Thanks Jim. We're getting ours from a guy up the road from us here in Warren county. He has 4x5 rounds for $40 (and that's delivered). We're also getting more than we think we'll need. The guy assured us they wouldn't "squat" as they will be rolled tightly. We're also getting squares at $4 each from someone else. We were originally told it would be $3 in the field, but that has changed, as we expected. The squares are alfalfa/grass mix and I know the guy from the horse farm I worked at, so he's going to be good enough to hold back 50 bales for us. Since he raises Walking horses and cattle, I know the hay is good. We've bought from him for the last 4 years, but this year, he won't part with his round bales until we start seeing some rain.


----------



## Jim S. (Apr 22, 2004)

Small world, GoatsRus. I got a niece next county over, near Woodbury. Map says ya'll are in severe drought up there.

http://drought.unl.edu/dm/DM_state.htm?TN,S

I don't blame the guy on his rounds, and $4 would be a decent square price down here for sure, this year. I'd be glad I could get it. Down here, most of the available hay was spoken for before it was cut this year, so a guy just looking on the spot market will pay a premium. I wish I had a barnful of rounds to hold til winter, cuz this extreme drought runs from Moore County to the north all the way past Montgomery, AL, to the south. Quite the hay market. Forecast calls for ongoing drought for much of TN and top 2/3 of AL for the next 3 months.


----------



## moonspinner (Jul 2, 2002)

Do I ever feel fortunate up here in the NE. We went through a horrendous winter and it's been a largely rainy two years, but never drought. I pay $3.50 per organic alfalfa 45# bale delivered. And during the summer I pay $20/round 500# bale alfalfa delivered.


----------



## Jim S. (Apr 22, 2004)

moonspinner, look at this historical drought chart:

http://drought.unl.edu/whatis/palmer/pdi1895.gif

Historically, 5%-10% of our time here has been in drought. Same with much of the NE.

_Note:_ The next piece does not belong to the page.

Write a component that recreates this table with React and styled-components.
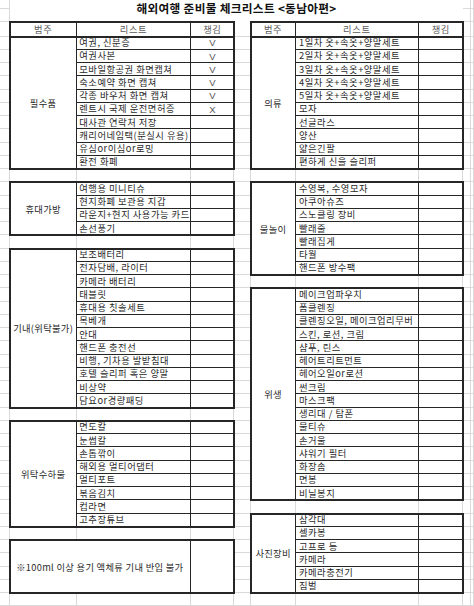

The drought moved east from Texas to us. Hope it doesn't ride up the coast your way next year. Typically, small grass rounds here are $15, large are $25, squares are $1.50-$2 in the field. Not the past 2-3 years, though.

On organic: Everybody talks organic. I'd want to see the certification, since to even use the term, you must now by federal law meet certain exacting criteria.

See: http://attra.ncat.org/attra-pub/organcert.html#steps

and

http://www.ams.usda.gov/nop/NOP/standards.html


----------